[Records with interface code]
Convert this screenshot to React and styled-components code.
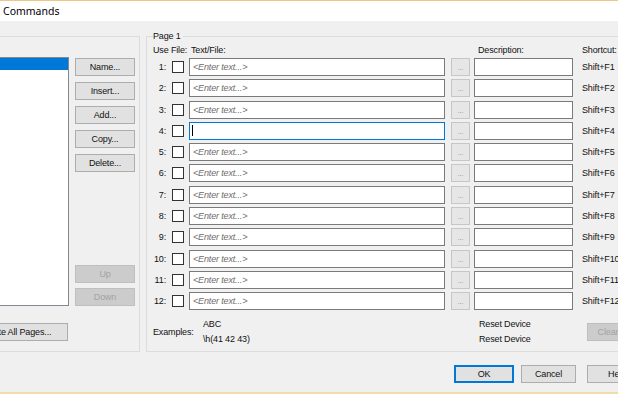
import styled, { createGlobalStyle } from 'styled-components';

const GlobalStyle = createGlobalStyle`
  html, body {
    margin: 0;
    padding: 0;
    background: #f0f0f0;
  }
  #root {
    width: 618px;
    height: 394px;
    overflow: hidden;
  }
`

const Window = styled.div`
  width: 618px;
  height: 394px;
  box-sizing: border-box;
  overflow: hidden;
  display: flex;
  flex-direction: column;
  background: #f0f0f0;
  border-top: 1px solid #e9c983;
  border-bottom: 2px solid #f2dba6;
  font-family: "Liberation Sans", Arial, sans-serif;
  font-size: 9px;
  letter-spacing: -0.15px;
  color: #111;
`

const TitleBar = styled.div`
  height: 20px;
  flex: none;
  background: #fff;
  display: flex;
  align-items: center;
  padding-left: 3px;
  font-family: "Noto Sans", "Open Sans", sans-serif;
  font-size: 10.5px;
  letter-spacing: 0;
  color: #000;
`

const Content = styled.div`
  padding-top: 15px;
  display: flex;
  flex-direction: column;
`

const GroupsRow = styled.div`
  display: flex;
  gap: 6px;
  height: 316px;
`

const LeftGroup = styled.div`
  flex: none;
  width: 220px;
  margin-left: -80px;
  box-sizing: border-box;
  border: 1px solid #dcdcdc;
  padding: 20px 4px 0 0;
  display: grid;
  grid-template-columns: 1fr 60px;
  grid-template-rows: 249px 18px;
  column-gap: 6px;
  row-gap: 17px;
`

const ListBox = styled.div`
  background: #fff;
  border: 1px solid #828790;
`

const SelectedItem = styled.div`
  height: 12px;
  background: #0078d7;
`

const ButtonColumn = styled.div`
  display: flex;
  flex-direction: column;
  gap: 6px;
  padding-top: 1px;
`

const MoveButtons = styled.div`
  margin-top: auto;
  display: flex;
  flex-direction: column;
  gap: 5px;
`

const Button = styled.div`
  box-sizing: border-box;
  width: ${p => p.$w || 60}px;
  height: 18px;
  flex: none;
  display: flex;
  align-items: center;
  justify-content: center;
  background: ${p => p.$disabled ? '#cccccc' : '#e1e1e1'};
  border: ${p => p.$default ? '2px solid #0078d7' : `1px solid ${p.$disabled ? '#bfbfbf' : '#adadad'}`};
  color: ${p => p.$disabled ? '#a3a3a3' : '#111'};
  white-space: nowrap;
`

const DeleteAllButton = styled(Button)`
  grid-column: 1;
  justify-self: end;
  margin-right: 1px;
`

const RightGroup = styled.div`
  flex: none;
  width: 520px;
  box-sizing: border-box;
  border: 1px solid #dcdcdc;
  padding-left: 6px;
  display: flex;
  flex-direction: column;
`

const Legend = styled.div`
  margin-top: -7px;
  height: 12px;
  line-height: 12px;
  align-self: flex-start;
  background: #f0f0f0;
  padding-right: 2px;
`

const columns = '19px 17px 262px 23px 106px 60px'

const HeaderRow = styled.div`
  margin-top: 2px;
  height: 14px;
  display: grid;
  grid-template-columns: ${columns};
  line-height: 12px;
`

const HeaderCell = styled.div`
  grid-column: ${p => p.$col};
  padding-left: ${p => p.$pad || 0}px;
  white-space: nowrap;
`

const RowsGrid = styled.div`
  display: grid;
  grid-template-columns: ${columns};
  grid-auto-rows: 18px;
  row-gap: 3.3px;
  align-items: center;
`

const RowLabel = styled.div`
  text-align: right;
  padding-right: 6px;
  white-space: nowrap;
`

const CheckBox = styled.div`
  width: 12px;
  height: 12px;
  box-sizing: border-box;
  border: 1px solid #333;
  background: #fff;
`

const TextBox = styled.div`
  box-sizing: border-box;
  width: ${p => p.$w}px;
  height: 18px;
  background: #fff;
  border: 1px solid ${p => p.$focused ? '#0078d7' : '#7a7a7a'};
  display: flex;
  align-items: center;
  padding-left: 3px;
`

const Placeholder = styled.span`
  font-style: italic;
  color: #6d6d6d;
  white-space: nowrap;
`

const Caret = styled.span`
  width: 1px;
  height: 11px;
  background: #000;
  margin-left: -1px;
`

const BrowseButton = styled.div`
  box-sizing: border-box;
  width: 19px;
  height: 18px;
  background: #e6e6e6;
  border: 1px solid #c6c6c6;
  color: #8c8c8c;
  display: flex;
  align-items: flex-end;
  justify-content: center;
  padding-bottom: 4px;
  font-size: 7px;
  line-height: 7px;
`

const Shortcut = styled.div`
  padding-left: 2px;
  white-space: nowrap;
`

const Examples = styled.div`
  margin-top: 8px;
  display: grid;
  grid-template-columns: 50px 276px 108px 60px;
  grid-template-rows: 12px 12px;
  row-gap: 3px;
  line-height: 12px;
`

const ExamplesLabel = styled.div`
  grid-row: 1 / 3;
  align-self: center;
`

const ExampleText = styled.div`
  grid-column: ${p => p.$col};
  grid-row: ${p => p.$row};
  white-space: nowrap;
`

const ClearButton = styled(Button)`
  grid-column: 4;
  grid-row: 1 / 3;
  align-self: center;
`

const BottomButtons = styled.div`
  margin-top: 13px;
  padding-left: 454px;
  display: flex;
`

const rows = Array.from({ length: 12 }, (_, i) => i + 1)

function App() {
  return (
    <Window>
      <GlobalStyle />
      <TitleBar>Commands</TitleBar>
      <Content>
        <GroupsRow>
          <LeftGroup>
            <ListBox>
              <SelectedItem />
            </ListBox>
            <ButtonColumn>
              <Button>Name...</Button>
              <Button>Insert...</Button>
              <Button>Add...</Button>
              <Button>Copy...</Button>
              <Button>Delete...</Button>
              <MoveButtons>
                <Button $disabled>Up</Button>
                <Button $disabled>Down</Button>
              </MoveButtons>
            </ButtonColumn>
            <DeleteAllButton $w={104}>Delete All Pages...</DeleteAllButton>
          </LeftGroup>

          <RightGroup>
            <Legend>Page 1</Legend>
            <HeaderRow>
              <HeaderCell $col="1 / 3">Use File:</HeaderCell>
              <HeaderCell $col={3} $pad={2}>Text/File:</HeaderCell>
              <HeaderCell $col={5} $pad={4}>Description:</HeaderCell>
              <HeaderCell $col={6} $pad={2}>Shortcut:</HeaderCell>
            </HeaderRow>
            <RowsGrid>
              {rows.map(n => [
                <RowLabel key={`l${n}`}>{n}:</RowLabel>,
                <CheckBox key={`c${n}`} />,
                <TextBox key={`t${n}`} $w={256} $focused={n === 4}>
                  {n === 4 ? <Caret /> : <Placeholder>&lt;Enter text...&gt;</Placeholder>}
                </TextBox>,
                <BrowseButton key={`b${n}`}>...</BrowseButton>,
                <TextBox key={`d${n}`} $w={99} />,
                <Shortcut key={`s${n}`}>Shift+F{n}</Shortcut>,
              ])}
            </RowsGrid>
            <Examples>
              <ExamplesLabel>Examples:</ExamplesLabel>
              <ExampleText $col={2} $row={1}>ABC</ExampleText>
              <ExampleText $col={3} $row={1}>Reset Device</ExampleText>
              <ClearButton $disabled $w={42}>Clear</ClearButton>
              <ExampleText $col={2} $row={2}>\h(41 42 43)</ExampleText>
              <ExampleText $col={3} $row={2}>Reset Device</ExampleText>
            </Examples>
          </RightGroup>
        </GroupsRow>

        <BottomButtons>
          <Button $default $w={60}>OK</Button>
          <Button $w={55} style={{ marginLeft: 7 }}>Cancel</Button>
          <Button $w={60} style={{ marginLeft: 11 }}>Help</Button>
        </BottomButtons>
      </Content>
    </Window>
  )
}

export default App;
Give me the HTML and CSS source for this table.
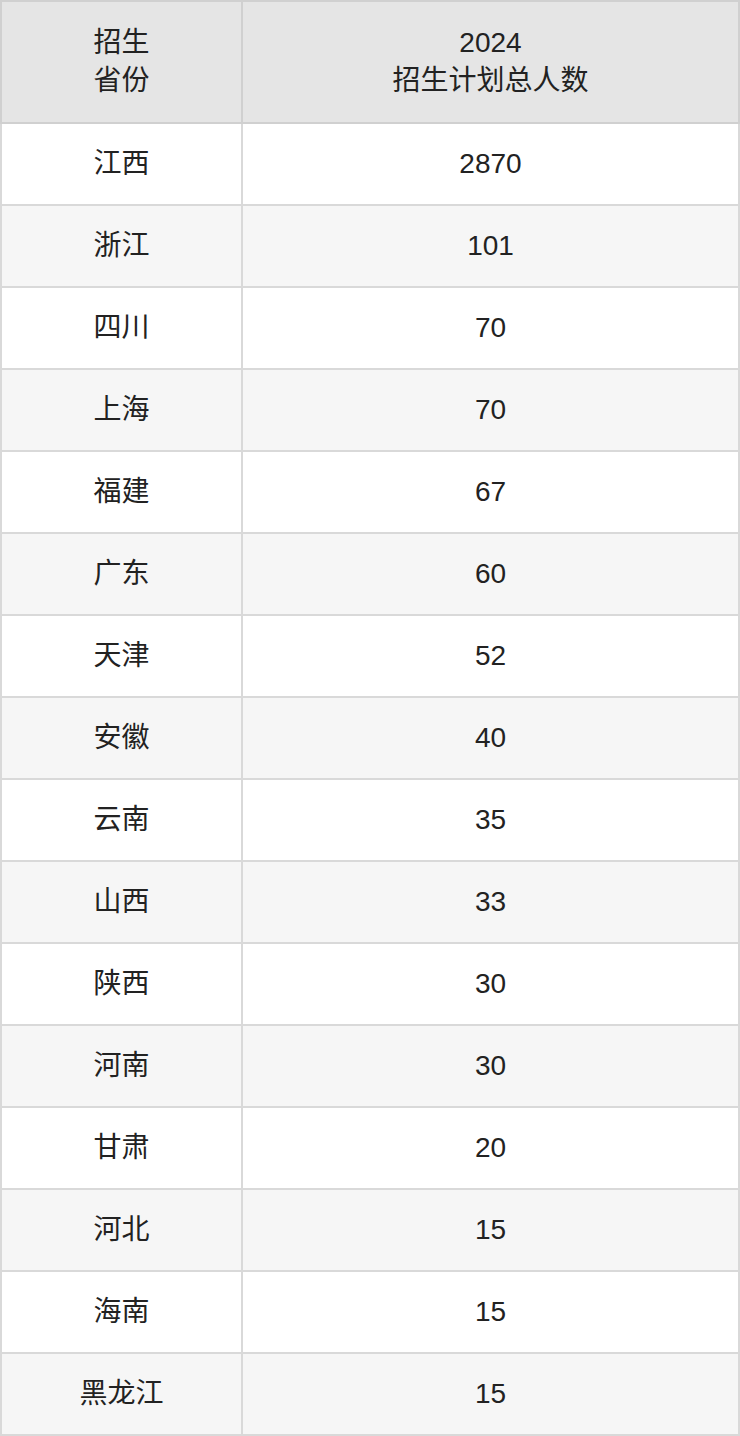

DESCRIPTION OF THE TASK
Transcribe the records verbatim and omit the images.

ANSWER TO THIS TASK
Convert this screenshot to React and styled-components code.
import styled, { createGlobalStyle } from 'styled-components';

const GlobalStyle = createGlobalStyle`
  html, body {
    margin: 0;
    padding: 0;
    background: #f0f0f0;
  }
  #root {
    width: 618px;
    height: 394px;
    overflow: hidden;
  }
`

const Window = styled.div`
  width: 618px;
  height: 394px;
  box-sizing: border-box;
  overflow: hidden;
  display: flex;
  flex-direction: column;
  background: #f0f0f0;
  border-top: 1px solid #e9c983;
  border-bottom: 2px solid #f2dba6;
  font-family: "Liberation Sans", Arial, sans-serif;
  font-size: 9px;
  letter-spacing: -0.15px;
  color: #111;
`

const TitleBar = styled.div`
  height: 20px;
  flex: none;
  background: #fff;
  display: flex;
  align-items: center;
  padding-left: 3px;
  font-family: "Noto Sans", "Open Sans", sans-serif;
  font-size: 10.5px;
  letter-spacing: 0;
  color: #000;
`

const Content = styled.div`
  padding-top: 15px;
  display: flex;
  flex-direction: column;
`

const GroupsRow = styled.div`
  display: flex;
  gap: 6px;
  height: 316px;
`

const LeftGroup = styled.div`
  flex: none;
  width: 220px;
  margin-left: -80px;
  box-sizing: border-box;
  border: 1px solid #dcdcdc;
  padding: 20px 4px 0 0;
  display: grid;
  grid-template-columns: 1fr 60px;
  grid-template-rows: 249px 18px;
  column-gap: 6px;
  row-gap: 17px;
`

const ListBox = styled.div`
  background: #fff;
  border: 1px solid #828790;
`

const SelectedItem = styled.div`
  height: 12px;
  background: #0078d7;
`

const ButtonColumn = styled.div`
  display: flex;
  flex-direction: column;
  gap: 6px;
  padding-top: 1px;
`

const MoveButtons = styled.div`
  margin-top: auto;
  display: flex;
  flex-direction: column;
  gap: 5px;
`

const Button = styled.div`
  box-sizing: border-box;
  width: ${p => p.$w || 60}px;
  height: 18px;
  flex: none;
  display: flex;
  align-items: center;
  justify-content: center;
  background: ${p => p.$disabled ? '#cccccc' : '#e1e1e1'};
  border: ${p => p.$default ? '2px solid #0078d7' : `1px solid ${p.$disabled ? '#bfbfbf' : '#adadad'}`};
  color: ${p => p.$disabled ? '#a3a3a3' : '#111'};
  white-space: nowrap;
`

const DeleteAllButton = styled(Button)`
  grid-column: 1;
  justify-self: end;
  margin-right: 1px;
`

const RightGroup = styled.div`
  flex: none;
  width: 520px;
  box-sizing: border-box;
  border: 1px solid #dcdcdc;
  padding-left: 6px;
  display: flex;
  flex-direction: column;
`

const Legend = styled.div`
  margin-top: -7px;
  height: 12px;
  line-height: 12px;
  align-self: flex-start;
  background: #f0f0f0;
  padding-right: 2px;
`

const columns = '19px 17px 262px 23px 106px 60px'

const HeaderRow = styled.div`
  margin-top: 2px;
  height: 14px;
  display: grid;
  grid-template-columns: ${columns};
  line-height: 12px;
`

const HeaderCell = styled.div`
  grid-column: ${p => p.$col};
  padding-left: ${p => p.$pad || 0}px;
  white-space: nowrap;
`

const RowsGrid = styled.div`
  display: grid;
  grid-template-columns: ${columns};
  grid-auto-rows: 18px;
  row-gap: 3.3px;
  align-items: center;
`

const RowLabel = styled.div`
  text-align: right;
  padding-right: 6px;
  white-space: nowrap;
`

const CheckBox = styled.div`
  width: 12px;
  height: 12px;
  box-sizing: border-box;
  border: 1px solid #333;
  background: #fff;
`

const TextBox = styled.div`
  box-sizing: border-box;
  width: ${p => p.$w}px;
  height: 18px;
  background: #fff;
  border: 1px solid ${p => p.$focused ? '#0078d7' : '#7a7a7a'};
  display: flex;
  align-items: center;
  padding-left: 3px;
`

const Placeholder = styled.span`
  font-style: italic;
  color: #6d6d6d;
  white-space: nowrap;
`

const Caret = styled.span`
  width: 1px;
  height: 11px;
  background: #000;
  margin-left: -1px;
`

const BrowseButton = styled.div`
  box-sizing: border-box;
  width: 19px;
  height: 18px;
  background: #e6e6e6;
  border: 1px solid #c6c6c6;
  color: #8c8c8c;
  display: flex;
  align-items: flex-end;
  justify-content: center;
  padding-bottom: 4px;
  font-size: 7px;
  line-height: 7px;
`

const Shortcut = styled.div`
  padding-left: 2px;
  white-space: nowrap;
`

const Examples = styled.div`
  margin-top: 8px;
  display: grid;
  grid-template-columns: 50px 276px 108px 60px;
  grid-template-rows: 12px 12px;
  row-gap: 3px;
  line-height: 12px;
`

const ExamplesLabel = styled.div`
  grid-row: 1 / 3;
  align-self: center;
`

const ExampleText = styled.div`
  grid-column: ${p => p.$col};
  grid-row: ${p => p.$row};
  white-space: nowrap;
`

const ClearButton = styled(Button)`
  grid-column: 4;
  grid-row: 1 / 3;
  align-self: center;
`

const BottomButtons = styled.div`
  margin-top: 13px;
  padding-left: 454px;
  display: flex;
`

const rows = Array.from({ length: 12 }, (_, i) => i + 1)

function App() {
  return (
    <Window>
      <GlobalStyle />
      <TitleBar>Commands</TitleBar>
      <Content>
        <GroupsRow>
          <LeftGroup>
            <ListBox>
              <SelectedItem />
            </ListBox>
            <ButtonColumn>
              <Button>Name...</Button>
              <Button>Insert...</Button>
              <Button>Add...</Button>
              <Button>Copy...</Button>
              <Button>Delete...</Button>
              <MoveButtons>
                <Button $disabled>Up</Button>
                <Button $disabled>Down</Button>
              </MoveButtons>
            </ButtonColumn>
            <DeleteAllButton $w={104}>Delete All Pages...</DeleteAllButton>
          </LeftGroup>

          <RightGroup>
            <Legend>Page 1</Legend>
            <HeaderRow>
              <HeaderCell $col="1 / 3">Use File:</HeaderCell>
              <HeaderCell $col={3} $pad={2}>Text/File:</HeaderCell>
              <HeaderCell $col={5} $pad={4}>Description:</HeaderCell>
              <HeaderCell $col={6} $pad={2}>Shortcut:</HeaderCell>
            </HeaderRow>
            <RowsGrid>
              {rows.map(n => [
                <RowLabel key={`l${n}`}>{n}:</RowLabel>,
                <CheckBox key={`c${n}`} />,
                <TextBox key={`t${n}`} $w={256} $focused={n === 4}>
                  {n === 4 ? <Caret /> : <Placeholder>&lt;Enter text...&gt;</Placeholder>}
                </TextBox>,
                <BrowseButton key={`b${n}`}>...</BrowseButton>,
                <TextBox key={`d${n}`} $w={99} />,
                <Shortcut key={`s${n}`}>Shift+F{n}</Shortcut>,
              ])}
            </RowsGrid>
            <Examples>
              <ExamplesLabel>Examples:</ExamplesLabel>
              <ExampleText $col={2} $row={1}>ABC</ExampleText>
              <ExampleText $col={3} $row={1}>Reset Device</ExampleText>
              <ClearButton $disabled $w={42}>Clear</ClearButton>
              <ExampleText $col={2} $row={2}>\h(41 42 43)</ExampleText>
              <ExampleText $col={3} $row={2}>Reset Device</ExampleText>
            </Examples>
          </RightGroup>
        </GroupsRow>

        <BottomButtons>
          <Button $default $w={60}>OK</Button>
          <Button $w={55} style={{ marginLeft: 7 }}>Cancel</Button>
          <Button $w={60} style={{ marginLeft: 11 }}>Help</Button>
        </BottomButtons>
      </Content>
    </Window>
  )
}

export default App;
Give me the HTML and CSS source for this table.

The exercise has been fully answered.